Collection entries
= = = = =
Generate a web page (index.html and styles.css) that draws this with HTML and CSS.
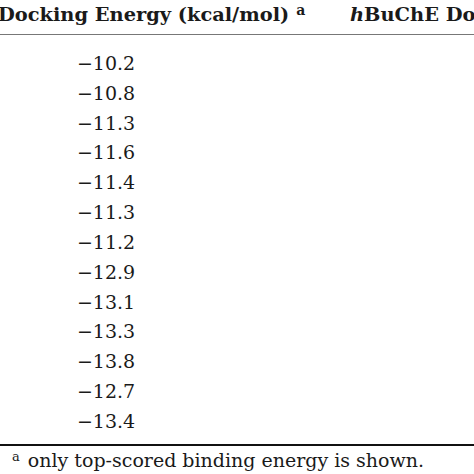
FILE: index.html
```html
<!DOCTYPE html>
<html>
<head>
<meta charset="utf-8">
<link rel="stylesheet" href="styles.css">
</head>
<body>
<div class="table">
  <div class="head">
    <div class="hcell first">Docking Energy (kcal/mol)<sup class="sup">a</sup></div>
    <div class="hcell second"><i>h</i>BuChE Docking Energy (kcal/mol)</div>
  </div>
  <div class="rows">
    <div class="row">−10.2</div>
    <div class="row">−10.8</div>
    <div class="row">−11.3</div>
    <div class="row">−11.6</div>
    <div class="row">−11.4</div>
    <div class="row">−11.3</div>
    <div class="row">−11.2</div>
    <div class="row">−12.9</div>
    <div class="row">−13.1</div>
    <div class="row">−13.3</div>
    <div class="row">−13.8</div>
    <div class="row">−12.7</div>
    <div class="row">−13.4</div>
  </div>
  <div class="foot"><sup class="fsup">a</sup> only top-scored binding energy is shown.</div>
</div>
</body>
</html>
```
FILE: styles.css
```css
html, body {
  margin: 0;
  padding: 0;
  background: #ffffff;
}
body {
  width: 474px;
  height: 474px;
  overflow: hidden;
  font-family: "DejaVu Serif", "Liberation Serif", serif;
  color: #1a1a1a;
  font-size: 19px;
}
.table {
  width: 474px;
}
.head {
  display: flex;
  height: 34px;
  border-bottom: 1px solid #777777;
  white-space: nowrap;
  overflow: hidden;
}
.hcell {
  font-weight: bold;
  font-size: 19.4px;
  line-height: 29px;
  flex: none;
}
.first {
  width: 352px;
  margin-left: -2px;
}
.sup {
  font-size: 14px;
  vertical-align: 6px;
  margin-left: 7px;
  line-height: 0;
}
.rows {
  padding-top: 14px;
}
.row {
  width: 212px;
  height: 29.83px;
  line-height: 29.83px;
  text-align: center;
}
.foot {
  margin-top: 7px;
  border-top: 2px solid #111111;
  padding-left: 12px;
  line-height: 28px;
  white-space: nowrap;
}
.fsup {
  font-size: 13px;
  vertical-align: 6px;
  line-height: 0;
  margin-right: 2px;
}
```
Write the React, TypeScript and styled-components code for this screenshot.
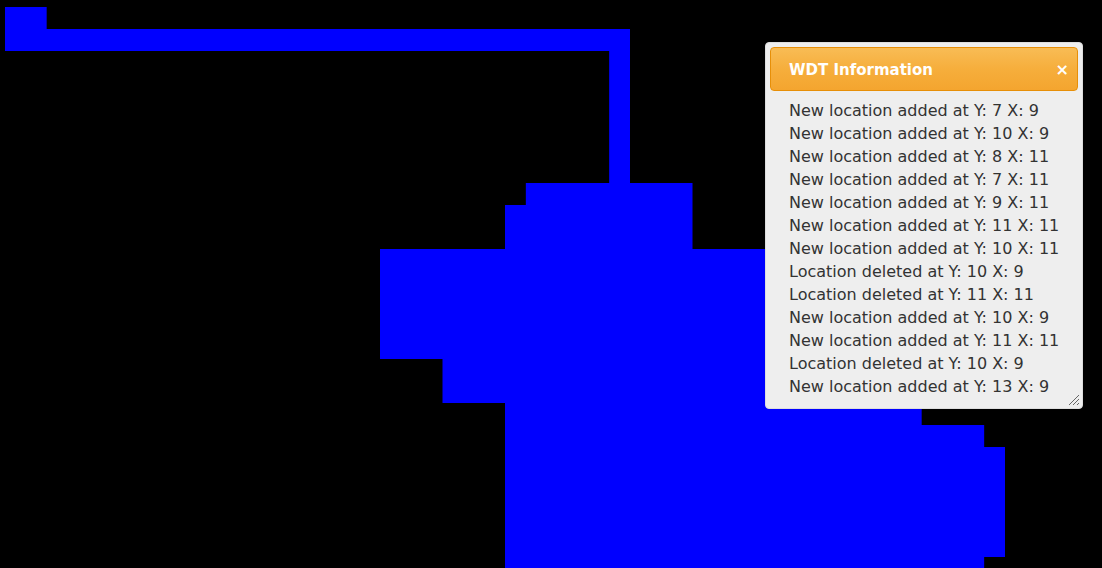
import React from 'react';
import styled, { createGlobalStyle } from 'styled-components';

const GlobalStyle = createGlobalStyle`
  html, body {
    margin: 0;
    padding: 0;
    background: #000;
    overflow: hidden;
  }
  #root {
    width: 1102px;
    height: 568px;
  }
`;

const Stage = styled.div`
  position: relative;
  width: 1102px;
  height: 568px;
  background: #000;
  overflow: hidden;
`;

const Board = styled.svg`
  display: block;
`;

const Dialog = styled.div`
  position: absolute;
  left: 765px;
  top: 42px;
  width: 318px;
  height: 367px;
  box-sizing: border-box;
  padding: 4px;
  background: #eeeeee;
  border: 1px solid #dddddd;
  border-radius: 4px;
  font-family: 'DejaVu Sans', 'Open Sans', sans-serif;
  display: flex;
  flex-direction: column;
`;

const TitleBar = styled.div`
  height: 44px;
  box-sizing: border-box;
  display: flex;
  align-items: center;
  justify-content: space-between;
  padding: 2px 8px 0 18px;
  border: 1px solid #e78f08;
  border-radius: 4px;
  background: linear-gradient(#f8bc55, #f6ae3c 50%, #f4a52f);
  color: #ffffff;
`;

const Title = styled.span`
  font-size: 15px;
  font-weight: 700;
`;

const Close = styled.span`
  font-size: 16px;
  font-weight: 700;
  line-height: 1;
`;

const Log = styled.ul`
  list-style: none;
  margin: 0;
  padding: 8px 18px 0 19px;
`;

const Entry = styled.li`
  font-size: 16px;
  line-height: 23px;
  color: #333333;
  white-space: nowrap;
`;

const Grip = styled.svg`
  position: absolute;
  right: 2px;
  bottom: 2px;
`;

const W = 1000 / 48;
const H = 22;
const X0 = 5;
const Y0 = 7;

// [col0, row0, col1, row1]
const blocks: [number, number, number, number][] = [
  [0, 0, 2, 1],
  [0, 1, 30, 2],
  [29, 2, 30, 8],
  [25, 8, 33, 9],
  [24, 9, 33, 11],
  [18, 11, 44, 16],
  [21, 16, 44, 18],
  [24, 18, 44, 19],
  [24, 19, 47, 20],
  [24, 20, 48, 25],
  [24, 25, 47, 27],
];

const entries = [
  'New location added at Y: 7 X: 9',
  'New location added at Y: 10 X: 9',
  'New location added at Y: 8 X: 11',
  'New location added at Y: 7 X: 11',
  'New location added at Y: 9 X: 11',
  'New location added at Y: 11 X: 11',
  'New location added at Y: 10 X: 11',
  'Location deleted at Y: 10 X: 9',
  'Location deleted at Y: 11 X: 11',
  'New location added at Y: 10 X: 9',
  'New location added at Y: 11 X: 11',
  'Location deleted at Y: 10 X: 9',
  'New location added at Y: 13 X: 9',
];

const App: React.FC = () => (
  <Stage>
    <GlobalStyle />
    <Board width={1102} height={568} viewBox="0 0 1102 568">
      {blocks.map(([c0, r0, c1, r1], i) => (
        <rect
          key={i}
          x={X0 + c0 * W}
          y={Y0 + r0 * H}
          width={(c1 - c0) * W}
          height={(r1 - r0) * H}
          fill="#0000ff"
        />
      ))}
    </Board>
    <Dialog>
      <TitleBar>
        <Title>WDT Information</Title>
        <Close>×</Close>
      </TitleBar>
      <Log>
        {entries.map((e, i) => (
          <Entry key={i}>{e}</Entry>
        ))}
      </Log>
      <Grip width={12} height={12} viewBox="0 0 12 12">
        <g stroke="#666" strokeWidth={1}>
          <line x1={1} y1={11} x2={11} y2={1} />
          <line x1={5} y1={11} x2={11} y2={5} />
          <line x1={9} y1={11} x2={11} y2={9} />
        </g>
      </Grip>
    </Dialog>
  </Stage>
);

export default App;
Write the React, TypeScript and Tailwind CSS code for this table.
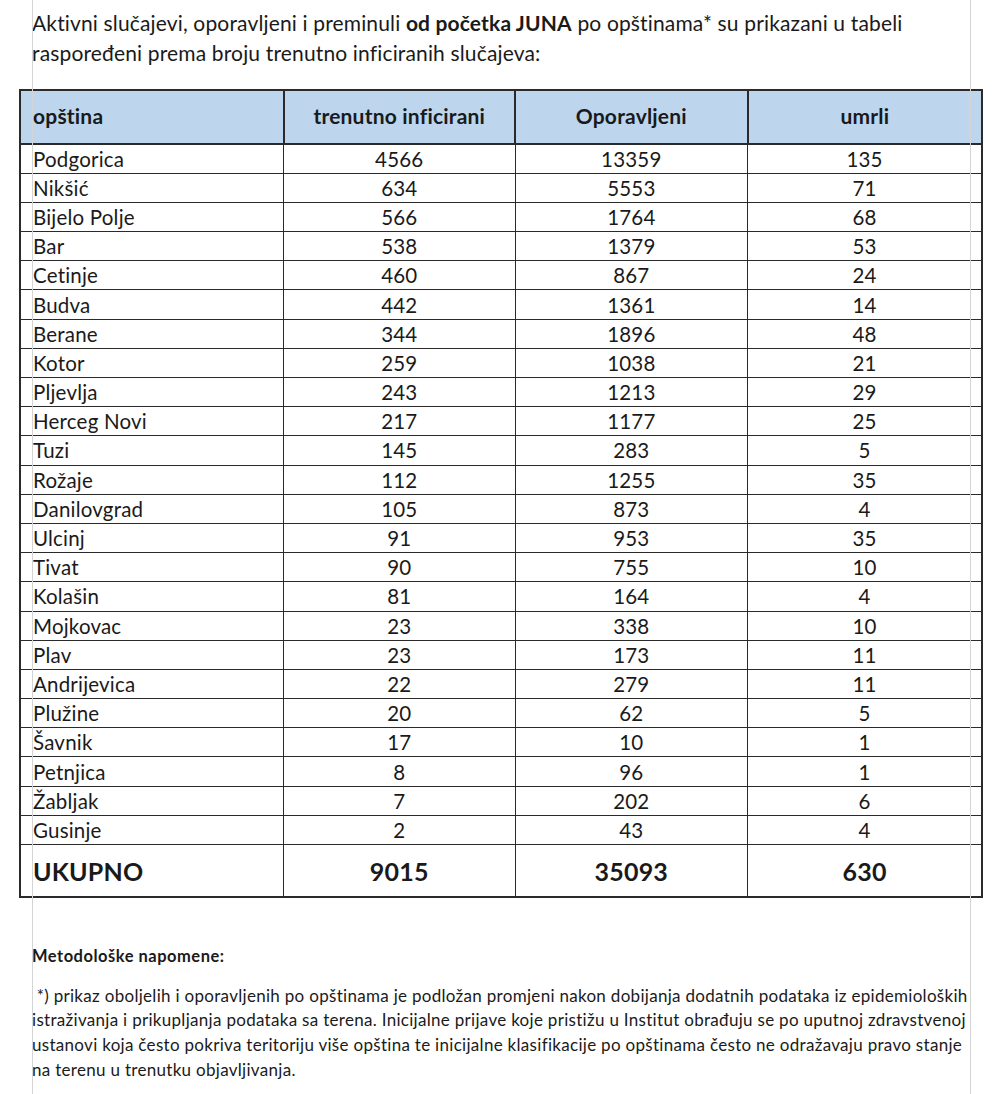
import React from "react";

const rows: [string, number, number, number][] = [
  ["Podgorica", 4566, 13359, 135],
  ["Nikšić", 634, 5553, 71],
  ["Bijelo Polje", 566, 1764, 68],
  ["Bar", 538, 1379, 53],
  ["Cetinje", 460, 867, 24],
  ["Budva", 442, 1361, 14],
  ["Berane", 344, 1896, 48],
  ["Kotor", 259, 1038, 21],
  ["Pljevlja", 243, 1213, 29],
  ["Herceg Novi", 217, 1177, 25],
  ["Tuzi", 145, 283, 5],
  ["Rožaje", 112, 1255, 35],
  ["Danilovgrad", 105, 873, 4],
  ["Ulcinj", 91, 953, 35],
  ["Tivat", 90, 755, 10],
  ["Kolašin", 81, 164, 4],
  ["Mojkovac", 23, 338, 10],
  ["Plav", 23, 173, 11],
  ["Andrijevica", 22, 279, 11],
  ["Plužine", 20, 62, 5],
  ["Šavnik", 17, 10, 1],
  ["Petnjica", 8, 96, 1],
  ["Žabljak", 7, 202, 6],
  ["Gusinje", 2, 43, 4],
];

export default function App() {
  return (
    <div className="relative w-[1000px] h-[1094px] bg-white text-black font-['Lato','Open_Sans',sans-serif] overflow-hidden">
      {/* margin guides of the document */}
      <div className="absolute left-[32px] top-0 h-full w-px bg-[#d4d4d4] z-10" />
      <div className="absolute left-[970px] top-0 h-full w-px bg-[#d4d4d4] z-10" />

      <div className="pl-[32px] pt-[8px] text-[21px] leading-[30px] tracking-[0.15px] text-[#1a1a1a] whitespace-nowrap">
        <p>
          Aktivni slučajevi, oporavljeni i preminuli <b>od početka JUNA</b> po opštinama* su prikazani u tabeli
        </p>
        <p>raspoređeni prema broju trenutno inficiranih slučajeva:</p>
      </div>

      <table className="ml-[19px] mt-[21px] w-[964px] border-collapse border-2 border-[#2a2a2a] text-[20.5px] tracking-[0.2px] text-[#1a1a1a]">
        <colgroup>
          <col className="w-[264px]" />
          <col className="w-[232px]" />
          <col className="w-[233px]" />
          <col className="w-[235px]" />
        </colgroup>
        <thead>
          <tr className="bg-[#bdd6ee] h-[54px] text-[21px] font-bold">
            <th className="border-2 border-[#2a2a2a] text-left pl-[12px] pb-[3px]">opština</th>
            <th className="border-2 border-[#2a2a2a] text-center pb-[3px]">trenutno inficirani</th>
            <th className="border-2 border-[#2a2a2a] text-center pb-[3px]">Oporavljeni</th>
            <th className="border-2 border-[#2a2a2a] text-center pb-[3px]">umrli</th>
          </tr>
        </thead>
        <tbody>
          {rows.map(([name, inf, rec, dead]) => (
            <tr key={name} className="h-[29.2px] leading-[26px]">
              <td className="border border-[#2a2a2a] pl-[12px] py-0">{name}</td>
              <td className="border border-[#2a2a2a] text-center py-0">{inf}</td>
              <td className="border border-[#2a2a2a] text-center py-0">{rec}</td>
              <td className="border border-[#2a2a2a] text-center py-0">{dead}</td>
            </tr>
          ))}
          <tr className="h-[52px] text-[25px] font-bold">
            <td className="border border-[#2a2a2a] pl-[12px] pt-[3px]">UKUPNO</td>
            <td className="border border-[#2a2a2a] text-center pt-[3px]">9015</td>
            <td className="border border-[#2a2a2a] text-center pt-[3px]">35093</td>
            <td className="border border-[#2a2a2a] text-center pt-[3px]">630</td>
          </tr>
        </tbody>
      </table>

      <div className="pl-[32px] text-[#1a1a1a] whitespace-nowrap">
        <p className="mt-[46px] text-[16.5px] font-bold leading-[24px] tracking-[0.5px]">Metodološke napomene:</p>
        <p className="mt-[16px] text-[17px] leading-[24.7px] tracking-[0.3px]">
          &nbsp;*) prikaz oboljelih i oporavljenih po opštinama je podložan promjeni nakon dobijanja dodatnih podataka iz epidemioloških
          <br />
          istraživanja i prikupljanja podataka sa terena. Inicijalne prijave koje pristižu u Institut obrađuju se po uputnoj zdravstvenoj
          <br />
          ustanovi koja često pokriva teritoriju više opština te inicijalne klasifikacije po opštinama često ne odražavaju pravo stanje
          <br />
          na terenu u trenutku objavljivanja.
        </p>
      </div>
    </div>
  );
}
= = = = =
▶ JOB
Extract every line of the records above that contains the word "code".

▶ COMPLETED EXERCISE
Write the React, TypeScript and styled-components code for this screenshot.
Write the React, TypeScript and Tailwind CSS code for this table.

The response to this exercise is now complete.